Exercise instructions – Scan the entries below and extract each line with the word "draw" in it.
◆ ◆ ◆ ◆ ◆ ◆ ◆
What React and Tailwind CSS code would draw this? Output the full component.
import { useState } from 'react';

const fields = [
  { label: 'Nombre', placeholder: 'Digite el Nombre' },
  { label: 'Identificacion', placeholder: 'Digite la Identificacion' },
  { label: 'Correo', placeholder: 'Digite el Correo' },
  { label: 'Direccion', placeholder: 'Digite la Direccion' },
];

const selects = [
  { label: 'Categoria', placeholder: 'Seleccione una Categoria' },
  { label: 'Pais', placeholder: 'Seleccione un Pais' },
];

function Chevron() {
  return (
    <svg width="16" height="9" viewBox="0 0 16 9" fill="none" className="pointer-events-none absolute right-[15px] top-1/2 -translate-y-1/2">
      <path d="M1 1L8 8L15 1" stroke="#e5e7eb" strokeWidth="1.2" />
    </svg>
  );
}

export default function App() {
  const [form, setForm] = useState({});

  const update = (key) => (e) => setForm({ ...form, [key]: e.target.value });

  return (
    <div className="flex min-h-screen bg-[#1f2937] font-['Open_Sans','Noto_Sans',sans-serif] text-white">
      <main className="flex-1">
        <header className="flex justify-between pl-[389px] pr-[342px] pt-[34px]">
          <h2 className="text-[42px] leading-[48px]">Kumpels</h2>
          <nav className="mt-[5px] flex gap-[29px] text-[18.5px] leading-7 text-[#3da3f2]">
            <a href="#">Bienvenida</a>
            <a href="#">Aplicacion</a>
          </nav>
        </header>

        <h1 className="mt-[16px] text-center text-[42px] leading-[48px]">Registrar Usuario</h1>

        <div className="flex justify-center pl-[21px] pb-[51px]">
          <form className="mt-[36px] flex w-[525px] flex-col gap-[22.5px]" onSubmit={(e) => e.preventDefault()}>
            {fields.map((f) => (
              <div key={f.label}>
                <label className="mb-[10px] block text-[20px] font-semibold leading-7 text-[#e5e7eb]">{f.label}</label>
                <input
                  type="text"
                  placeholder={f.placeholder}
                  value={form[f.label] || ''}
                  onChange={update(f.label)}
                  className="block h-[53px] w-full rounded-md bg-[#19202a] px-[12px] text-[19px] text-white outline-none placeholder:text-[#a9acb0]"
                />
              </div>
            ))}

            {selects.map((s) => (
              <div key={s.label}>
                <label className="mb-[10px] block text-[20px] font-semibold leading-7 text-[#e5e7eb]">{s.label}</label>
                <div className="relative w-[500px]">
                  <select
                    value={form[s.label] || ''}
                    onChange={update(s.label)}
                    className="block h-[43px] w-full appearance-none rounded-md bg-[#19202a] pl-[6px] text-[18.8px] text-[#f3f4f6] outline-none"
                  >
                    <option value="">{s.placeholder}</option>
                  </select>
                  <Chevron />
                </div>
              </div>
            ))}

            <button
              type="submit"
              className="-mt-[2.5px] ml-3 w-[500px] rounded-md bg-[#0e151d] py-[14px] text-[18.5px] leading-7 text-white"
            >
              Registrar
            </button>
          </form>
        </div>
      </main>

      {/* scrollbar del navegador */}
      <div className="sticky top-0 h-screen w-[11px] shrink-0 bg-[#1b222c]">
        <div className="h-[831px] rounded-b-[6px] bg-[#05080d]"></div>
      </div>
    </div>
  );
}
◆ ◆ ◆ ◆ ◆ ◆ ◆
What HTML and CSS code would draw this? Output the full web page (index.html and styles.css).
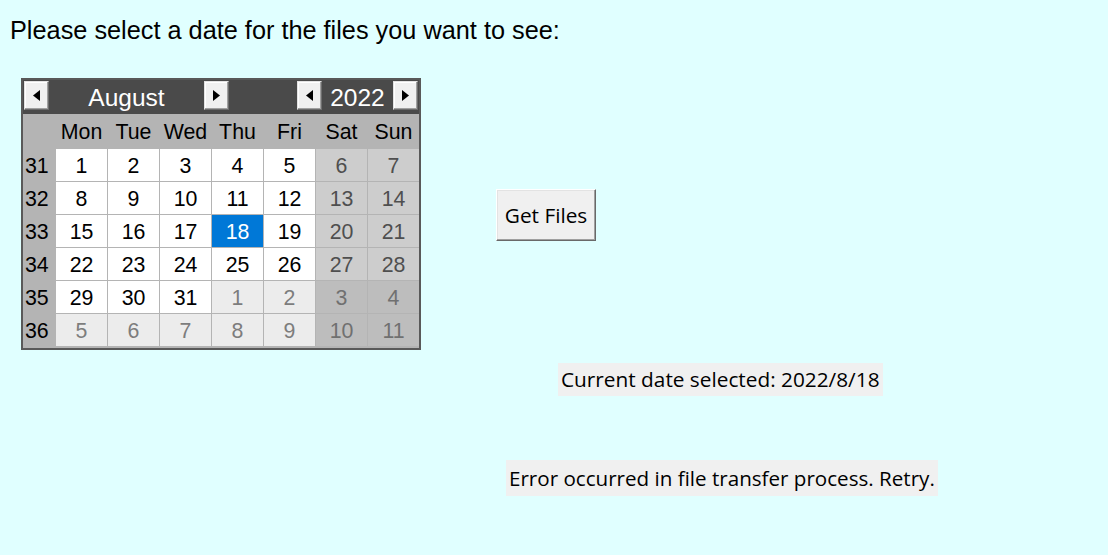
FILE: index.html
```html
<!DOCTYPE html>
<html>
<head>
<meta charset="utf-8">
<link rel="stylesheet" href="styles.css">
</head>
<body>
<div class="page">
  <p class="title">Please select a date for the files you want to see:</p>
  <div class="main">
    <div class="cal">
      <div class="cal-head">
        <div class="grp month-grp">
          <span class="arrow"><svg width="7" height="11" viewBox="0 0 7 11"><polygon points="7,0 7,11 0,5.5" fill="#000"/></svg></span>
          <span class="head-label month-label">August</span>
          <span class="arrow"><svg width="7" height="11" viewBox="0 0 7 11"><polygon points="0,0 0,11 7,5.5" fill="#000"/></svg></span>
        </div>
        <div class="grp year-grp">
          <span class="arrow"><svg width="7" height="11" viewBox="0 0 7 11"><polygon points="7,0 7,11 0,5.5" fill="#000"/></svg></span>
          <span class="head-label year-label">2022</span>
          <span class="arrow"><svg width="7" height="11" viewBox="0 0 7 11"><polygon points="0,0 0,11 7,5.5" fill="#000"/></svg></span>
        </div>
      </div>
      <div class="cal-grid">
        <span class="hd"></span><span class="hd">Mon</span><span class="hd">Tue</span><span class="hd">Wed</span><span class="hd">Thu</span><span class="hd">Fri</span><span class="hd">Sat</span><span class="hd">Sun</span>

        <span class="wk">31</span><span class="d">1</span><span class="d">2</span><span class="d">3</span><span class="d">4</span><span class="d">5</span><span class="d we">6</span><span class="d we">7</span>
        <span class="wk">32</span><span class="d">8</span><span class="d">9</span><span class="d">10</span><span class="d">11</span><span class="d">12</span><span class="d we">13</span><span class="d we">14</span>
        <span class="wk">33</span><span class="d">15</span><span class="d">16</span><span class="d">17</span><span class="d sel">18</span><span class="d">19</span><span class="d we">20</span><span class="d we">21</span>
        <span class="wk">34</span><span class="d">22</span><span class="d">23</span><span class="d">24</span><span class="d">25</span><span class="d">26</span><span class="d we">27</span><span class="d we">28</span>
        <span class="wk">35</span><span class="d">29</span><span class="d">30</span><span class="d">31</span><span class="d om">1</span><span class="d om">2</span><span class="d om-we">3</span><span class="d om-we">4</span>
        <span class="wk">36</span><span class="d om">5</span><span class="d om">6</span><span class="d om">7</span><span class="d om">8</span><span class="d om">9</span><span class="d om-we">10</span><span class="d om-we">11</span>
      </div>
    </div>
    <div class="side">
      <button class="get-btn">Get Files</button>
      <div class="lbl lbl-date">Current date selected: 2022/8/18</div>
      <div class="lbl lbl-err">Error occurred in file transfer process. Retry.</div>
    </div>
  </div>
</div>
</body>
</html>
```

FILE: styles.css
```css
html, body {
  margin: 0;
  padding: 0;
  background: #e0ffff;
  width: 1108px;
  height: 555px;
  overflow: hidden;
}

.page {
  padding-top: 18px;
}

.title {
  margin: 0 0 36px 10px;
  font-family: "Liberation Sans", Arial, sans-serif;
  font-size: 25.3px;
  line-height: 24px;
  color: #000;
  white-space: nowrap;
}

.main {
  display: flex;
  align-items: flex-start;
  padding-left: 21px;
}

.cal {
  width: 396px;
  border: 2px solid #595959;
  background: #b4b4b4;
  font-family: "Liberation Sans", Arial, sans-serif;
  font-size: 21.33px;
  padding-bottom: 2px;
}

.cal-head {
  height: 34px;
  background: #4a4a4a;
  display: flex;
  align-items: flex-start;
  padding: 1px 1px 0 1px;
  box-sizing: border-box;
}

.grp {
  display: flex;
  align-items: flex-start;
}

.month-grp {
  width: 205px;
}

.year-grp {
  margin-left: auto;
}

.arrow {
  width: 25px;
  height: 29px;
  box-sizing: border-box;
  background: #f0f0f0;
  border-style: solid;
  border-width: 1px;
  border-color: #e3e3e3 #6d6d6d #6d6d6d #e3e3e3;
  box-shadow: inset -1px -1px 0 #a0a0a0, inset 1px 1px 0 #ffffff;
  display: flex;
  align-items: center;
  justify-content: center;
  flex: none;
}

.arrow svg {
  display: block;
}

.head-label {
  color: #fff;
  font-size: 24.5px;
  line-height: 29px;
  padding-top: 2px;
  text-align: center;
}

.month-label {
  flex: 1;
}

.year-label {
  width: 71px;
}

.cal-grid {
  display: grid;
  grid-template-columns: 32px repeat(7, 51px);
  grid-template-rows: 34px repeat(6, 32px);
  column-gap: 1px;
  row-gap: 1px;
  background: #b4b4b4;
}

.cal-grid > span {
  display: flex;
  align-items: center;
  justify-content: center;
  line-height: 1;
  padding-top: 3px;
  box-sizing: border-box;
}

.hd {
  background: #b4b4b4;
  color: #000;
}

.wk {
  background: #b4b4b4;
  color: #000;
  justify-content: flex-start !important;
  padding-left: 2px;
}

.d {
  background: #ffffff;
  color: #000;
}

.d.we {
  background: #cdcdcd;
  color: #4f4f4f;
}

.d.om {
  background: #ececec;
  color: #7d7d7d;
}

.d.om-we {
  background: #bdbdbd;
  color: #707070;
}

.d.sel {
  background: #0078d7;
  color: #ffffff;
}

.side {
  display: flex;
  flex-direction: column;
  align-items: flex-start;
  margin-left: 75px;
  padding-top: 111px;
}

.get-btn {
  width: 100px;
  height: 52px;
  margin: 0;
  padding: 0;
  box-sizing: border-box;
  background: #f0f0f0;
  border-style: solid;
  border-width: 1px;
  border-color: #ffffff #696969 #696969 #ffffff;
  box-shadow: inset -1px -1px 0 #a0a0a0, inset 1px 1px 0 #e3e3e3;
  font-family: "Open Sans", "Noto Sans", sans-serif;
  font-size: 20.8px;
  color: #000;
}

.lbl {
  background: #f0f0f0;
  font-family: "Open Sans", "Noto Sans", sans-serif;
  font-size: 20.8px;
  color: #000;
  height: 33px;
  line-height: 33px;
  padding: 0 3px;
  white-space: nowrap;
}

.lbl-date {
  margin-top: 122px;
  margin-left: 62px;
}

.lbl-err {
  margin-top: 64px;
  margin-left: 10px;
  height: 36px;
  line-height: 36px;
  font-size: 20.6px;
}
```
◆ ◆ ◆ ◆ ◆ ◆ ◆
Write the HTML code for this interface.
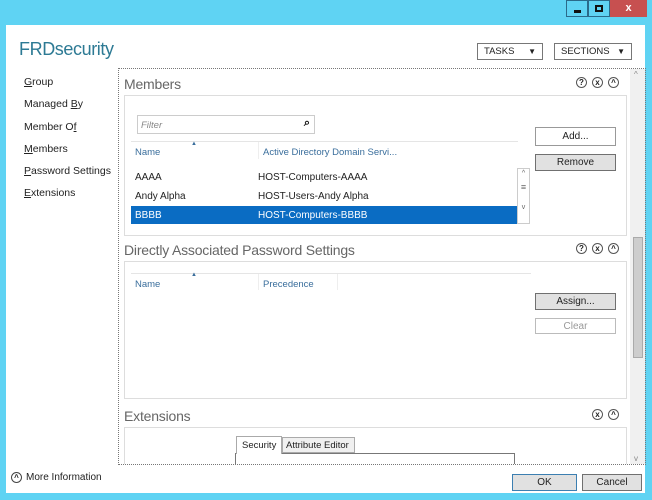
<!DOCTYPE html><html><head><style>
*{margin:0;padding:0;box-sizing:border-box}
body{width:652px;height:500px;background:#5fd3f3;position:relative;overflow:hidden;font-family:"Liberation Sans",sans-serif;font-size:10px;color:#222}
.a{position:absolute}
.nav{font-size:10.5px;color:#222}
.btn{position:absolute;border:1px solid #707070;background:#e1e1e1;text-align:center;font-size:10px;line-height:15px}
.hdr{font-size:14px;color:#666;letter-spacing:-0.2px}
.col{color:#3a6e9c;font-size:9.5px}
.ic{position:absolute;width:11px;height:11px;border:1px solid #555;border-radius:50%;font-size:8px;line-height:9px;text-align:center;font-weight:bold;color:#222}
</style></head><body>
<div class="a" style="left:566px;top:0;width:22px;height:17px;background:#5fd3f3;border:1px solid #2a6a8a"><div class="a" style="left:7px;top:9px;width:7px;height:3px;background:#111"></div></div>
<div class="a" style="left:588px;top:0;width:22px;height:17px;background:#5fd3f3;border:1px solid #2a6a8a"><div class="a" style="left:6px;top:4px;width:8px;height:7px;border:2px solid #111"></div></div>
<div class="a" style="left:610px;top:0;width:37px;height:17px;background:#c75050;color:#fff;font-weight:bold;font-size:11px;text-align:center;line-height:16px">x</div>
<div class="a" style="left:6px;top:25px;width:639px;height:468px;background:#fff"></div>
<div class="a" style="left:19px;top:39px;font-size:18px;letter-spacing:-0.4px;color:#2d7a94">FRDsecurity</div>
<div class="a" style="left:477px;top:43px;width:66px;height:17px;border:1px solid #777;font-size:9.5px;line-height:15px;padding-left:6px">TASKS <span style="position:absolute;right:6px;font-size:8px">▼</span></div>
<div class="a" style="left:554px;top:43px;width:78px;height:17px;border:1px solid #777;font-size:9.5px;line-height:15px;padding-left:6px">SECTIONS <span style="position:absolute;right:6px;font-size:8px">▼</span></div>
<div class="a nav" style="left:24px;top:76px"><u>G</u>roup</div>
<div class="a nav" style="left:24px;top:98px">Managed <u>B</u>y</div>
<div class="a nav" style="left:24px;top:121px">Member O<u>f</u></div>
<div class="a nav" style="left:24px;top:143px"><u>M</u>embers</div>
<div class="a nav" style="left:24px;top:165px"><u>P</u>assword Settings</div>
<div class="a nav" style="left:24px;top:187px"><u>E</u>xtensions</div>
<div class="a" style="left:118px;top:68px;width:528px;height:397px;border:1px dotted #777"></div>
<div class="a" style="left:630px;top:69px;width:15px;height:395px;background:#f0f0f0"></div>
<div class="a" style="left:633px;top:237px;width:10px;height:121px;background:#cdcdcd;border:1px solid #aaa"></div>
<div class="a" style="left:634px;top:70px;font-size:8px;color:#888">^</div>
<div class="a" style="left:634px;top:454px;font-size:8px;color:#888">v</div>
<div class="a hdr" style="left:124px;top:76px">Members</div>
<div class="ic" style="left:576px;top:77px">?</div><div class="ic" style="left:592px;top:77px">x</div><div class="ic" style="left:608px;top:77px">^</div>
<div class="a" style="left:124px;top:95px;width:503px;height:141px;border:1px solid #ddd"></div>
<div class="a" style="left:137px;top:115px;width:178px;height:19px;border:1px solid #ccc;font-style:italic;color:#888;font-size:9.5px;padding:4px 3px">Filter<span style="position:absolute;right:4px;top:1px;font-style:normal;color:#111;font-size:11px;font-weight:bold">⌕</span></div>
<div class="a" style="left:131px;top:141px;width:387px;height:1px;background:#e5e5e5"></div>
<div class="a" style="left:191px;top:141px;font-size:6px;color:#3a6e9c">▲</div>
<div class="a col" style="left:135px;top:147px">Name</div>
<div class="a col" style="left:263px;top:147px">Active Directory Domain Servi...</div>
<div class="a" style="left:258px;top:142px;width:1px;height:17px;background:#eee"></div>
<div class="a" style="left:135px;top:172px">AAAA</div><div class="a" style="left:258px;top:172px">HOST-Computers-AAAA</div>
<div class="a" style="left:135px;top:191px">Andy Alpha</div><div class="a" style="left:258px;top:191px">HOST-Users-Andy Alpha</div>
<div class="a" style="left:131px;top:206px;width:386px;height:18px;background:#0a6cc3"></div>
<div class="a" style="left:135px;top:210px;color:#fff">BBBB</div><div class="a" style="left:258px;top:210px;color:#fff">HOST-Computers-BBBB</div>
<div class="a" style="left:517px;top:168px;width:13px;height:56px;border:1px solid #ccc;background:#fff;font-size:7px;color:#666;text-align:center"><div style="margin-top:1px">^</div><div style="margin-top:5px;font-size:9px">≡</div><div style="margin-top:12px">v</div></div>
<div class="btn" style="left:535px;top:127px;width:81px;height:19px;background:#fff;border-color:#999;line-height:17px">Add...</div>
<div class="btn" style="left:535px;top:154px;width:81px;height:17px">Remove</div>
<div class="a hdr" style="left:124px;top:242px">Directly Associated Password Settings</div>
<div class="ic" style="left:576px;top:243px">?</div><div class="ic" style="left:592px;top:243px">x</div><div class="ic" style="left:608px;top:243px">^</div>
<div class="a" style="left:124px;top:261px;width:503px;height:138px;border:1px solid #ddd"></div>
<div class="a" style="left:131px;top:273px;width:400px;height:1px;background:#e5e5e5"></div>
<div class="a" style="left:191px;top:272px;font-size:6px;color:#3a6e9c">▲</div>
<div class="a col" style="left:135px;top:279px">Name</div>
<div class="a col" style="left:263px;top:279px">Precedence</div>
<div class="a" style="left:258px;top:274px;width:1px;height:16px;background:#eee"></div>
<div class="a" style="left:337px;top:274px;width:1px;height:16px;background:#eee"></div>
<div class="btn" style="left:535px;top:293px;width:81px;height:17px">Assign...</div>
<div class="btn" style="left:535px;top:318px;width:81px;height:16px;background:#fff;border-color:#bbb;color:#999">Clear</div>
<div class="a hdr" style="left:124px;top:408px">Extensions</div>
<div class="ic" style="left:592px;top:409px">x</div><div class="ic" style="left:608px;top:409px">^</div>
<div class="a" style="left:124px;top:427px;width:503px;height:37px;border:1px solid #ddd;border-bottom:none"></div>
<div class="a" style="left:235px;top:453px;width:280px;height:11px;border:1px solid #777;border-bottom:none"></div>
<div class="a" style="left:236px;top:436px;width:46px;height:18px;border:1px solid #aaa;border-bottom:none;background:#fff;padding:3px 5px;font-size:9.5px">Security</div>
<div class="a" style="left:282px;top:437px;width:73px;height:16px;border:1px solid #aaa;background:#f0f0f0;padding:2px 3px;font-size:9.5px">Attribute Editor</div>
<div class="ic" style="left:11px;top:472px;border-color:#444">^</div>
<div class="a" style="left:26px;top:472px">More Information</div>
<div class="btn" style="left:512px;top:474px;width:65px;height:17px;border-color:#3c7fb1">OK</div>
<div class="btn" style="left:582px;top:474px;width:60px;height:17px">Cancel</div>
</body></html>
◆ ◆ ◆ ◆ ◆ ◆ ◆
Finished exercise –
What React and Tailwind CSS code would draw this? Output the full component.
What HTML and CSS code would draw this? Output the full web page (index.html and styles.css).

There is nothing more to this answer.